What are you doing with your life? Not again. I shouldn’t be complaining about this job. It isn’t that bad. I don’t want to go. Please don’t make me. Am I always going to feel this way? Is this all life has to offer? NOOOOOOOOOOO. How am I still here? How am I still fighting all of the same thoughts?
Tally-ho, Elvira
The Mind Monsters get us all at various points in time. It may not be nightly or daily, but they do like to rear their heads frequently, depending on the circumstances. Mine happens to be stronger in the morning. They get me at night, but only if I stay up past a particular hour. That hour is nearer 11P for those curious. Mine like to remind me of what I have not accomplished in a day or my lifetime. As if there are specific things I should have reached by this point.

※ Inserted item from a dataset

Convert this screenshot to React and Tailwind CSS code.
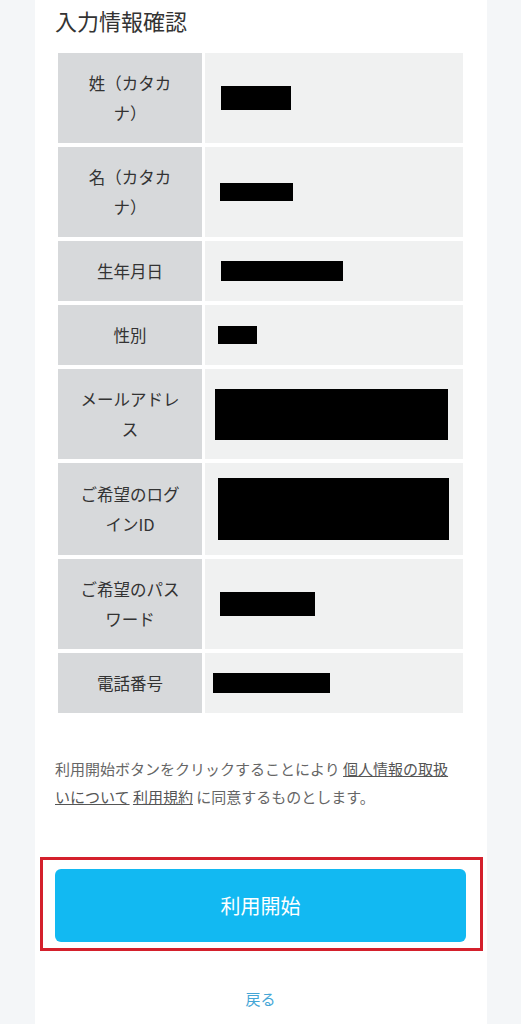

The more tired I am, the more monsters there are. The more likely I am to believe their shouting too. The timing of their appearances is curious to me. As if they could not handle me should they choose to attack when I am alert and steady within myself. It is only when my defenses are down, or I am exhausted that they begin their rants. They’d not stand much of a chance at any other time. I find that encouraging. Attacking at the weakest point is a sign of a low-power rival. Consider that.
What do I do in those times? I pull on the reserves and talk back by clearly stating what I did well in the particular day or area they accuse me of being awful. Make it a game. I have named the hyper-critical voice in my head Elvira. I cannot take Elvira’s name seriously (no offense to any Elvira’s out there), and it immediately takes away the voice’s power. Shouting TALLY-HO into the air (aloud when able) is also incredibly disruptive to them. Shouting it directly at your Elvira is nice too. Bottom line: talk back. Not every thought is yours, so don’t claim them as such.